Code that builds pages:
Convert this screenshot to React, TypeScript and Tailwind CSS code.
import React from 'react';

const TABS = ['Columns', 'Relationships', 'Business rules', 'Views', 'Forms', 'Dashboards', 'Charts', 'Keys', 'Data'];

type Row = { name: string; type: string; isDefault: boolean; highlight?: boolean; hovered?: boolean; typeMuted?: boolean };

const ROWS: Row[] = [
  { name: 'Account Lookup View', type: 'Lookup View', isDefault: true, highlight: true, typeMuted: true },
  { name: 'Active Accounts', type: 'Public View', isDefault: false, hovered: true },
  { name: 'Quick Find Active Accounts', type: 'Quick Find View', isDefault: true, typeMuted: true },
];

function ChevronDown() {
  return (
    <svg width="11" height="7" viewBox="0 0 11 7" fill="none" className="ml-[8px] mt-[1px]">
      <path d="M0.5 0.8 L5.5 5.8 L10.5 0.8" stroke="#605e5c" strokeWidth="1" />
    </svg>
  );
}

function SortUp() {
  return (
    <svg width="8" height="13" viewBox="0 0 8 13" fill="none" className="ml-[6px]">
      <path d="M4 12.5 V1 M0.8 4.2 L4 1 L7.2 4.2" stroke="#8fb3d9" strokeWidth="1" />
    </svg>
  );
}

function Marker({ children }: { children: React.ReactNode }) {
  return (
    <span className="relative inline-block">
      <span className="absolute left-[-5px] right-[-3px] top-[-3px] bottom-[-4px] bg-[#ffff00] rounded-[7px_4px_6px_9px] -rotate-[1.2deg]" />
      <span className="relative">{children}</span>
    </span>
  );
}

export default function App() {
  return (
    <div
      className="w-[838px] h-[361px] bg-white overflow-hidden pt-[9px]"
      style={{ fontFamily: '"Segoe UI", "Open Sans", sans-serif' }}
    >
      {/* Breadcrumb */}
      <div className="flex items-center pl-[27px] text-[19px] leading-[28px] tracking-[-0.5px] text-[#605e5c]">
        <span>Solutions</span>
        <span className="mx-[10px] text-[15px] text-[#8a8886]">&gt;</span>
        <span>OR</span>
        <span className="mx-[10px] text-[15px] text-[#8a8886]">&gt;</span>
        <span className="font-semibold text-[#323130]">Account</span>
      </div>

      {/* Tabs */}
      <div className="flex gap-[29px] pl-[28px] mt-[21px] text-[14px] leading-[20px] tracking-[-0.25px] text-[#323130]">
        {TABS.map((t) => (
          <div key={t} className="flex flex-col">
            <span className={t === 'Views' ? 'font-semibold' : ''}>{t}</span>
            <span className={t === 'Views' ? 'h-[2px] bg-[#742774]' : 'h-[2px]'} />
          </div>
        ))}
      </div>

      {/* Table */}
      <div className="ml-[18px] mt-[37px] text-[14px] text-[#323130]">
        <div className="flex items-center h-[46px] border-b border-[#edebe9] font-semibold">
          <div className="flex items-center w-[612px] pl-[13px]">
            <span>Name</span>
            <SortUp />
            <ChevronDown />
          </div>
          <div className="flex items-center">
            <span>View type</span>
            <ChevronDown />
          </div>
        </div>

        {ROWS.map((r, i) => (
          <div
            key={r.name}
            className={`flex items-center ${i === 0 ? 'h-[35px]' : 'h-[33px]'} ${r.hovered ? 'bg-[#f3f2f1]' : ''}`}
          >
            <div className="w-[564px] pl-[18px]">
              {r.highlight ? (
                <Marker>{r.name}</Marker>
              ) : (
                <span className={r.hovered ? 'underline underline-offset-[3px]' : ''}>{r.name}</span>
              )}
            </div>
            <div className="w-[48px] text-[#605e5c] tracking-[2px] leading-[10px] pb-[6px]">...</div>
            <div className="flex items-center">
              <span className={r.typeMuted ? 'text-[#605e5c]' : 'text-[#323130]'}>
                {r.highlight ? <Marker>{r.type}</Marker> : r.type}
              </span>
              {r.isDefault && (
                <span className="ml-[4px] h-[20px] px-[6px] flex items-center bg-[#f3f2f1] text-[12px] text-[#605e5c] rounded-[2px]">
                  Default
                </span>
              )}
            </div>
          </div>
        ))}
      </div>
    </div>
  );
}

--

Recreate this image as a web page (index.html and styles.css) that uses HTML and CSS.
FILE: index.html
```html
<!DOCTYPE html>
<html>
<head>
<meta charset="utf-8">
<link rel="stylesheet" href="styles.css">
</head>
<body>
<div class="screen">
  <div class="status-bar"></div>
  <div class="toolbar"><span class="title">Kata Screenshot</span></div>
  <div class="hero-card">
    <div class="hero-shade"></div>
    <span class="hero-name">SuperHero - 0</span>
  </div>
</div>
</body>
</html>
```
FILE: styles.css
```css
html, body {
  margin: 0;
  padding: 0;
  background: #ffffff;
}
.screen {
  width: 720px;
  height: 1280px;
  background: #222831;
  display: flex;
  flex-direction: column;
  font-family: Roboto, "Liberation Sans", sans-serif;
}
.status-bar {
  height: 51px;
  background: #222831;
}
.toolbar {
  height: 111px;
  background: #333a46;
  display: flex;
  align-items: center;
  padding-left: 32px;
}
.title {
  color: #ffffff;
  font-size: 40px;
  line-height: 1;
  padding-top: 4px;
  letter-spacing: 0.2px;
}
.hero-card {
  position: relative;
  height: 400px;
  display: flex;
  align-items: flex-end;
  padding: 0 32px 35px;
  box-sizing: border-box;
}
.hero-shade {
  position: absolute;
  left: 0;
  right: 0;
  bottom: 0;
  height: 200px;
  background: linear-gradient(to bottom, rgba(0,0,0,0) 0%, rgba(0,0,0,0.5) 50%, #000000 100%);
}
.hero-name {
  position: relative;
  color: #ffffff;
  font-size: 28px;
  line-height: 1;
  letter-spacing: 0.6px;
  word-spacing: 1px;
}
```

● Directive: Give again, word for word, only the lines running from the line with "Convert this screenshot" through the line with "const TABS = ['Columns', 'Relationships', 'Business"; include both of those lines.

● Task result:
Convert this screenshot to React, TypeScript and Tailwind CSS code.
import React from 'react';

const TABS = ['Columns', 'Relationships', 'Business rules', 'Views', 'Forms', 'Dashboards', 'Charts', 'Keys', 'Data'];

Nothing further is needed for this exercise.